I am holding off trying to do any comparisons with LCD screens and past AMOLED generations as I still lack enough data points to make any educated statement on the power efficiency of the different technologies and panel generations. What can be said for certain is that the increasingly higher APL values, and especially white interfaces of Android, are AMOLED's Achilles' Heel. There's no doubt that we could see some very large power efficiency gains if UX design would try to minimize on colors nearing 100% saturation, which leaves some justification for the "grayscale mode" when using extreme power saving modes.
Charge Time
While Josh already tested the charge time on the Qualcomm version of the device, I wanted to add a charge graph comparing the two charge modes and add a little comment in regards to fast-charging.
The Exynos model supports the same fast-charging capabilities as the Qualcomm version - in fact many people have been calling this a feature enabled by Qualcomm's Snapdragon platform, or "Quick Charge", but that is only half correct. Both Note 4 variants' fast-charging mechanisms are enabled by Maxim Integrated's MAX77823 charger IC chip. The IC has been around for a bit but it has seen limited usage in only Japanese models of the Galaxy S5.
Samsung has not used Qualcomm's charger ICs in any of their recent products and always relied on Maxim solutions, even in combination with Snapdragon SoCs.

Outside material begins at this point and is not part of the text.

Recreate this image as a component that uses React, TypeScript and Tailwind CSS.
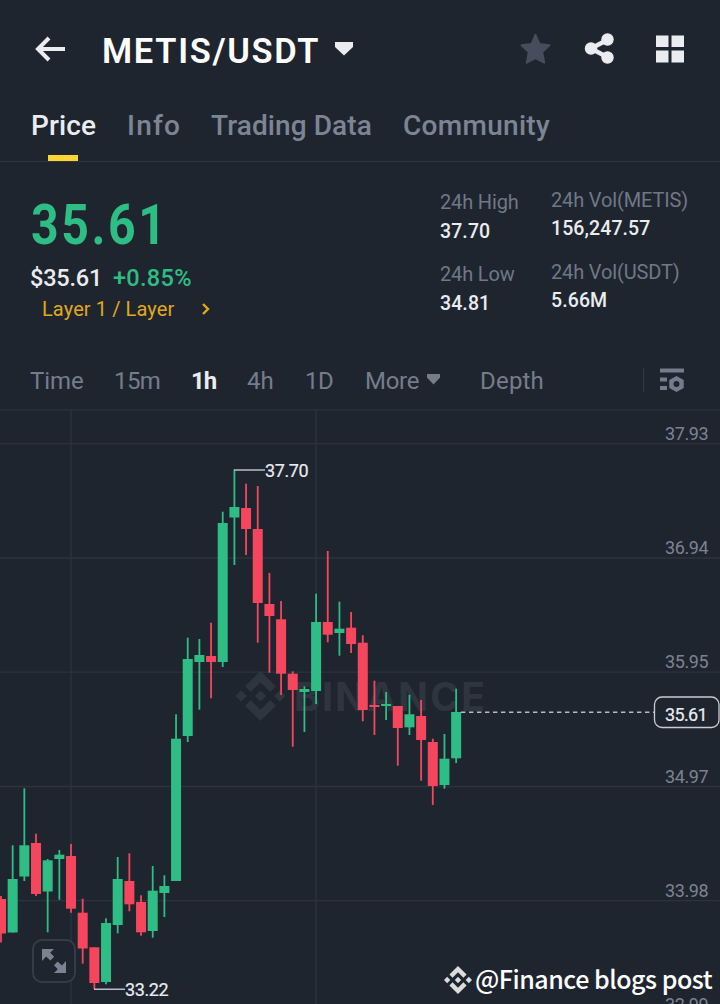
import clsx from "clsx";
import { SiBinance } from "react-icons/si";

const GREEN = "#2ebd85";
const RED = "#f6465d";
const GRID = "#2d333e";

// [high, bodyTop, bodyBottom, low, up]
type Candle = [number, number, number, number, boolean];

const candles: Candle[] = [
  [896, 899, 933.5, 942.5, false],
  [845.3, 879, 932.5, 932.5, true],
  [788.3, 845.3, 876.5, 881, true],
  [833.7, 843, 894, 896, false],
  [859, 860.3, 891.5, 932.3, true],
  [850, 854.7, 859, 899.7, true],
  [844, 856, 908.7, 912.7, false],
  [898.7, 912.7, 948.5, 963.7, false],
  [947.3, 947.3, 983, 989, false],
  [918.3, 923, 982, 984.3, true],
  [857, 879, 925, 933.3, true],
  [853.3, 881, 904.3, 911.3, false],
  [895.3, 902, 932.3, 935.7, false],
  [866, 890.7, 931, 937.7, true],
  [875.3, 886, 893, 917, true],
  [714.3, 738.7, 881, 881, true],
  [637.7, 659, 736, 742, true],
  [639, 655, 662, 709.7, true],
  [622.7, 656, 662, 698.3, false],
  [511.7, 523, 662, 667, true],
  [469.5, 507, 517.5, 565, true],
  [483.7, 508, 529, 555, false],
  [486, 529, 603, 642.7, false],
  [573, 604, 616, 672.7, false],
  [601, 619.3, 673.7, 695, false],
  [671.3, 673.7, 690, 746.7, false],
  [686.3, 689, 692, 732, true],
  [593.7, 622, 691, 704, true],
  [551, 622, 634.7, 642.3, false],
  [601.7, 628.7, 633, 655.7, true],
  [612, 627.7, 644, 653, false],
  [635.3, 642.7, 710, 721.3, false],
  [680.7, 705, 707, 735, false],
  [692, 704, 706, 720, true],
  [706, 706, 728, 765.7, false],
  [694.7, 714.3, 727.3, 735, true],
  [700, 716, 740, 780.7, false],
  [738.7, 742, 786, 805, false],
  [734, 758.7, 785, 788.7, true],
  [688.7, 712, 758.3, 763, true],
];

const levels = [
  { y: 443.7, label: "37.93" },
  { y: 558, label: "36.94" },
  { y: 672.2, label: "35.95" },
  { y: 786.5, label: "34.97" },
  { y: 900.7, label: "33.98" },
  { y: 1014.5, label: "32.99" },
];

const tabs = [
  { label: "Price", cls: "w-24 text-[#eaecef] tracking-[0.1px]" },
  { label: "Info", cls: "w-[84px] tracking-[1.2px]" },
  { label: "Trading Data", cls: "w-48 tracking-[0.1px]" },
  { label: "Community", cls: "tracking-[0.3px]" },
];

const intervals = [
  { label: "Time", cls: "w-[84px] tracking-[-0.1px]" },
  { label: "15m", cls: "w-[77px] tracking-[-0.6px]" },
  { label: "1h", cls: "w-14 font-bold tracking-[-1px] text-[#eaecef]" },
  { label: "4h", cls: "w-[58px]" },
  { label: "1D", cls: "w-[60px] tracking-[-0.4px]" },
];

function Stat({ label, value }: { label: string; value: string }) {
  return (
    <div>
      <div className="text-[20px] leading-7 tracking-[-0.15px] text-[#707887]">{label}</div>
      <div className="relative top-[1.5px] text-[19.5px] leading-7 font-medium tracking-[0.1px] text-[#eaecef]">
        {value}
      </div>
    </div>
  );
}

function Header() {
  return (
    <header className="flex h-[100px] items-center pl-[34px] pr-9 text-[#eaecef]">
      <svg className="-mt-0.5 h-8 w-8" viewBox="0 0 32 32" fill="none" stroke="currentColor" strokeWidth="4">
        <path d="M31 16H3.500M15 5L4 16l11 11" />
      </svg>
      <h1 className="mt-0.5 ml-9 w-[233px] whitespace-nowrap text-[34.5px] leading-10 font-semibold tracking-[1.65px] text-white">
        METIS/USDT
      </h1>
      <svg className="-mt-0.5 h-[14px] w-[18px]" viewBox="0 0 18 14" fill="currentColor">
        <path d="M0 0h18v5L9 13.5 0 5z" />
      </svg>
      <svg className="-mt-1 ml-auto h-[31px] w-[31px]" viewBox="0 0 31 31" fill="#474d5c" stroke="#474d5c" strokeWidth="2" strokeLinejoin="round">
        <path d="M15.500 1.800l3.900 9.200 10 1.300-7.200 6.800 2 10.600-8.700-4.600-8.700 4.600 2-10.600-7.200-6.800 10-1.300z" />
      </svg>
      <svg className="-mt-1 ml-[33px] h-[31px] w-[31px]" viewBox="0 0 31 31" fill="currentColor">
        <path d="M24 6.5L7 15.5l17 9" fill="none" stroke="currentColor" strokeWidth="4.500" />
        <circle cx="7" cy="15.5" r="6.2" />
        <circle cx="23.5" cy="6.5" r="6.2" />
        <circle cx="23.5" cy="24.5" r="6.2" />
      </svg>
      <svg className="-mt-0.5 ml-[41px] h-7 w-7" viewBox="0 0 28 28" fill="currentColor">
        <path d="M0 .5h12.5V12H0zM15.5.5H28V12H15.5zM0 15.5h12.5v12H0zM15.5 15.5H28v12H15.5z" />
      </svg>
    </header>
  );
}

function Chart() {
  return (
    <svg className="block h-[595px] w-full" viewBox="0 409 720 595">
      <g stroke={GRID} strokeWidth="1.3">
        <path d="M0 409.8H720M71 410V1004M316 410V1004" />
        {levels.map((l) => (
          <path key={l.label} d={`M0 ${l.y}H720`} />
        ))}
      </g>

      {/* watermark */}
      <SiBinance x="235.5" y="671" size={50} color="#2f353f" />
      <text x="294" y="710.5" textLength="191" fontSize="39" fontWeight="700" fill="#2f353f" className="font-['Inter',sans-serif]">
        BINANCE
      </text>

      {candles.map(([high, top, bottom, low, up], i) => {
        const x = 1 + i * 11.67;
        return (
          <g key={i} fill={up ? GREEN : RED}>
            <rect x={x - 0.9} y={high} width="1.8" height={low - high} />
            <rect x={x - 5} y={top} width="10" height={bottom - top} />
          </g>
        );
      })}

      {/* high / low markers */}
      <path d="M234 470H265M94 989.3H125" stroke="#b7bdc6" strokeWidth="1.4" />
      <g fontSize="18" fill="#eaecef" stroke="#eaecef" strokeWidth="0.2">
        <text x="265" y="477" textLength="43.5">37.70</text>
        <text x="125" y="996" textLength="43.5">33.22</text>
      </g>

      <g fontSize="18" fill="#7b8392">
        {levels.map((l) => (
          <text key={l.label} x="665" y={l.y - 4} textLength="43.5">
            {l.label}
          </text>
        ))}
      </g>

      {/* last price */}
      <path d="M461 712.3H654" stroke="#b7bdc6" strokeWidth="1.4" strokeDasharray="4.4 3.6" />
      <rect x="654.5" y="697" width="64.5" height="30.5" rx="7.5" fill="#1f252f" stroke="#c8ccd3" strokeWidth="1.3" />
      <text x="665" y="721" textLength="42.5" fontSize="18" fill="#eaecef" stroke="#eaecef" strokeWidth="0.2">
        35.61
      </text>
    </svg>
  );
}

export default function App() {
  return (
    <div className="relative h-[1004px] w-[720px] overflow-hidden bg-[#1f252f] font-['Roboto',sans-serif] text-[#848e9c]">
      <Header />

      <nav className="flex h-[62px] border-b border-[#2f3641] pl-[31px] text-[28px] leading-[52px] font-medium text-[#7d8594]">
        {tabs.map((t, i) => (
          <div key={t.label} className={clsx("relative shrink-0 whitespace-nowrap", t.cls)}>
            {t.label}
            {i === 0 && <span className="absolute top-[55px] left-[17px] h-1.5 w-[30px] bg-[#fcd535]" />}
          </div>
        ))}
      </nav>

      <section className="flex h-[188px]">
        <div className="w-[440px] pt-[34px] pl-[31px]">
          <div className="h-14 origin-left scale-x-[0.86] text-[56px] leading-[58px] font-bold tracking-[3px] text-[#2ebd85]">
            35.61
          </div>
          <div className="mt-2.5 -ml-px flex h-8 text-[23.5px] leading-8 font-medium">
            <span className="w-[83px] tracking-[-0.2px] text-[#eaecef]">$35.61</span>
            <span className="tracking-[0.3px] text-[#2ebd85]">+0.85%</span>
          </div>
          <div className="ml-[11px] flex h-8 items-center text-[20px] text-[#e0a91d]">
            <span className="-mt-0.5 w-[160px] tracking-[0.1px]">Layer 1 / Layer</span>
            <svg className="-mt-0.5 h-3 w-2" viewBox="0 0 8 12" fill="none" stroke="currentColor" strokeWidth="2.4">
              <path d="M1 1l5 5-5 5" />
            </svg>
          </div>
        </div>
        <div className="flex w-[111px] flex-col gap-4 pt-[26px]">
          <Stat label="24h High" value="37.70" />
          <Stat label="24h Low" value="34.81" />
        </div>
        <div className="flex flex-col gap-4 pt-[23.5px]">
          <Stat label="24h Vol(METIS)" value="156,247.57" />
          <Stat label="24h Vol(USDT)" value="5.66M" />
        </div>
      </section>

      <div className="flex h-[59px] items-center pt-0.5 pr-9 pl-[30px] text-[24px] leading-8 text-[#757d8c]">
        {intervals.map((t) => (
          <span key={t.label} className={clsx("shrink-0", t.cls)}>
            {t.label}
          </span>
        ))}
        <span className="w-[62px] tracking-[-0.3px]">More</span>
        <svg className="-mt-0.5 h-[11px] w-[13px]" viewBox="0 0 13 11" fill="currentColor">
          <path d="M0 0h13v3.5L6.5 10.5 0 3.5z" />
        </svg>
        <span className="ml-10 tracking-[0.2px]">Depth</span>
        <span className="-mt-0.5 mr-4 ml-auto h-6 w-px bg-[#333a46]" />
        <svg className="-mt-0.5 h-6 w-6" viewBox="0 0 24 24" fill="currentColor">
          <path d="M0 .5h24v4H0zM0 9.500h7v4H0zM0 18h7v4H0z" />
          <path fillRule="evenodd" d="M16.500 8l7.200 4v8l-7.200 4-7.200-4v-8zM16.500 13a3 3 0 1 0 0 6 3 3 0 0 0 0-6z" />
        </svg>
      </div>

      <Chart />

      {/* fullscreen toggle */}
      <button className="absolute top-[939px] left-8 flex h-11 w-11 items-center justify-center rounded-[10px] border-2 border-[#353b47] bg-[#1f252f]">
        <svg className="h-6 w-6" viewBox="0 0 24 24" fill="#7b8392">
          <path d="M0 0h12L8.200 3.800l4 4-3.800 3.800-4.300-4.200L0 12z" />
          <path d="M24 24H12l3.800-3.800-3.800-4 3.600-3.800 4.300 4.200L24 12z" />
        </svg>
      </button>

      <div className="absolute top-[963px] left-[444px] flex items-center gap-[3px] font-['Noto_Sans_CJK_SC',sans-serif] text-[25px] leading-9 font-medium tracking-[-0.48px] whitespace-nowrap text-white">
        <SiBinance className="h-7 w-7 shrink-0 text-[#dcdcdc]" />
        <span className="-mt-[3px]">@Finance blogs post</span>
      </div>
    </div>
  );
}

What Qualcomm markets as Quick Charge is actually the proprietary signalling between the charger and a dedicated voltage switcher IC on the phone. What seems to be happening here is that although the Qualcomm device is advertised as QC2.0 compatible, it doesn't use it. Instead what appears to be implemented in the stock charger is Qnovo's Adaptive Fast Charging technology, which provides a similar solution.

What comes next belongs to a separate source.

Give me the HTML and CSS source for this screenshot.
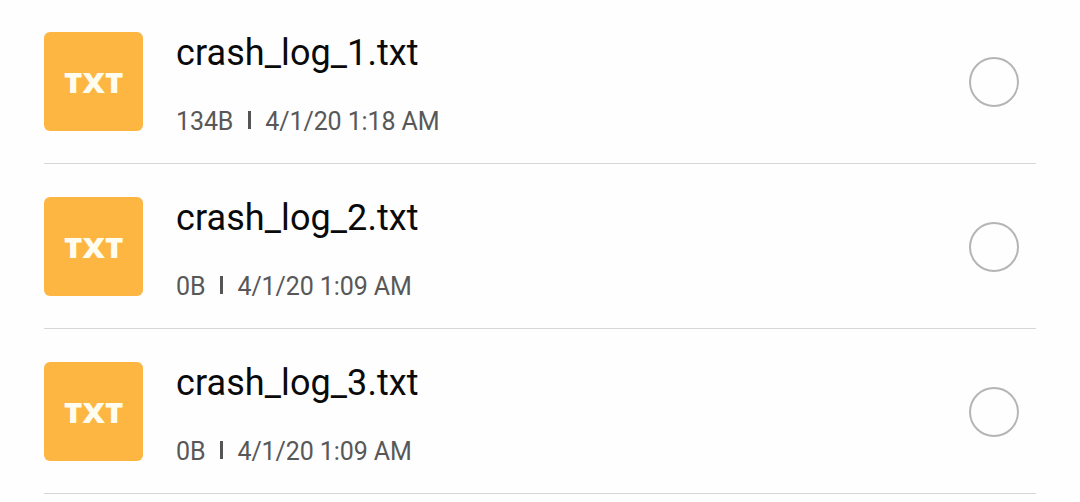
FILE: index.html
```html
<!DOCTYPE html>
<html lang="en">
<head>
  <meta charset="UTF-8"/>
  <meta name="viewport" content="width=device-width, initial-scale=1.0"/>
  <title>Files</title>
  <link rel="stylesheet" href="styles.css">
</head>
<body>
  <ul class="file-list">
    <li class="file">
      <div class="icon"><span>TXT</span></div>
      <div class="info">
        <div class="name">crash_log_1.txt</div>
        <div class="meta"><span>134B</span><i class="sep"></i><span>4/1/20 1:18 AM</span></div>
      </div>
      <div class="check"></div>
    </li>
    <li class="file">
      <div class="icon"><span>TXT</span></div>
      <div class="info">
        <div class="name">crash_log_2.txt</div>
        <div class="meta"><span>0B</span><i class="sep"></i><span>4/1/20 1:09 AM</span></div>
      </div>
      <div class="check"></div>
    </li>
    <li class="file">
      <div class="icon"><span>TXT</span></div>
      <div class="info">
        <div class="name">crash_log_3.txt</div>
        <div class="meta"><span>0B</span><i class="sep"></i><span>4/1/20 1:09 AM</span></div>
      </div>
      <div class="check"></div>
    </li>
  </ul>
</body>
</html>
```
FILE: styles.css
```css
* {
  box-sizing: border-box;
  margin: 0;
  padding: 0;
}

body {
  font-family: Roboto, sans-serif;
  background: #fefefe;
  color: #0a0a0a;
  overflow: hidden;
}

.file-list {
  list-style: none;
  padding: 0 44px;
  margin-top: -1px;
}

.file {
  display: flex;
  align-items: center;
  height: 165px;
  padding-right: 17px;
  border-bottom: 1px solid #d6d6d6;
}

.icon {
  width: 99px;
  height: 99px;
  border-radius: 6px;
  background: #fdb642;
  color: #fffdf0;
  font-family: "Open Sans", sans-serif;
  font-size: 28px;
  font-weight: 800;
  line-height: 101px;
  text-align: center;
}

.icon span {
  display: inline-block;
  transform: scaleX(1.11);
}

.info {
  flex: 1;
  margin-left: 33px;
  padding-top: 7px;
}

.name {
  font-size: 36px;
  line-height: 42px;
  letter-spacing: 0.08px;
}

.meta {
  display: flex;
  align-items: center;
  margin-top: 33px;
  font-size: 25px;
  line-height: 30px;
  letter-spacing: -0.1px;
  color: #585858;
}

.sep {
  width: 3px;
  height: 18px;
  margin: 0 14px 4px 15px;
  background: #555;
}

.check {
  width: 50px;
  height: 50px;
  margin-top: 2px;
  border: 2px solid #b5b5b5;
  border-radius: 50%;
}
```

The phone is able to detect if there's a 9V charger plugged in, enabling this charge mode if you enable it in the battery screen option, and it requires you to re-plug the device cable for the new mode to be active. The included charger supplies up to 1.67A at 9V, or 15W. Otherwise the normal charging mode takes place at 2A on 5V, or 10W.
We see in the fast-charging graph that the phone is being delivered just short of 11W of power up until the 75% capacity mark, after which the charger IC vastly limits the input power and gradually switches to trickle charging the device. The phone is able to be charged to 75% in just 50 minutes, which is quite amazing. A mere 15 minutes of charging on the fast charger can charge up to 25% of the battery. The total charging time in this mode is 138 minutes.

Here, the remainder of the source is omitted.